Endorsements don’t mean much except that it’s better to have them than not, if for no reason other than bragging rights. Their true currency is in the immeasurable of how many votes they can deliver. Celebrity endorsements, meh. Celebrity is usually not transferable.

Wes Moore, author, Rhodes Scholar, CEO of a national non-profit, is similarly on the air with a name-ID commercial, army officer battle fatigues and all the service ornaments, hoping to become a household fixture leading up to election time. Moore, too, has a national network of friends, associates and compatriot Rhodes Scholars, which includes — are you ready for this — Former President Bill Clinton.

It could come to this: Maryland could have two former Democratic presidents — Obama and Clinton — dueling support, implicit or explicit, for two different candidates for governor of Maryland. (And not to forget, as much as many of us would like to, Former President Donald Trump has endorsed Republican Del. Dan Cox for governor, setting up kind of a re-match with Hogan, who is supporting Kelly Schulz as his heir apparent and successor. Cox recently tried to impeach Hogan.) Traditionally, endorsements go from the bottom up and not the top down. Go figure.

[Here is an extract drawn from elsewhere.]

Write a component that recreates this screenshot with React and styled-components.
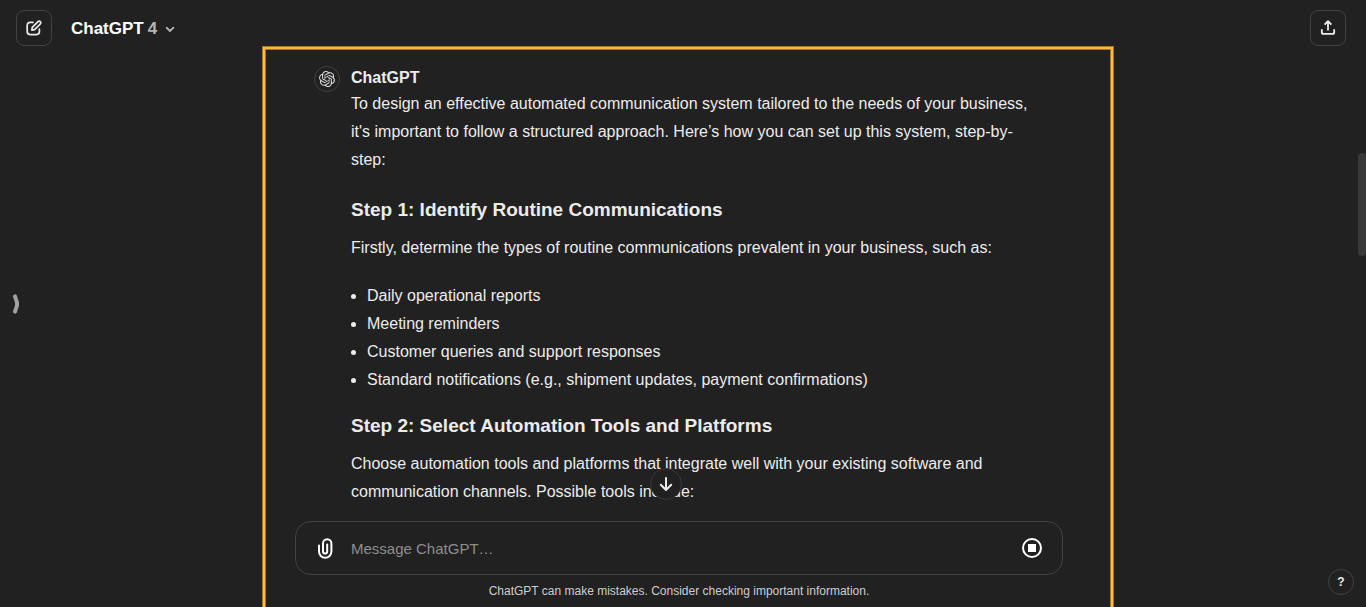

There are others among the Democratic candidates with connections to presidential administrations as well who could roll out their platinum resumes and parade their White House connections.

Comptroller Peter Franchot has assembled a formidable bank account and has made it a point to cultivate a base of those he regulates as tax collector, among them the microbrewery owners, gas station operators, and small businesses in general.

To Maryland voters, Franchot’s is probably the most recognizable name and face of the bunch, for durability if nothing else. Franchot is now in his fourth term as comptroller after serving 20 years in the House of Delegates.

To call this election year a triumph of democracy in action is akin to describing a landfill as a work of art. Admit it. It’s messy. But so is democracy.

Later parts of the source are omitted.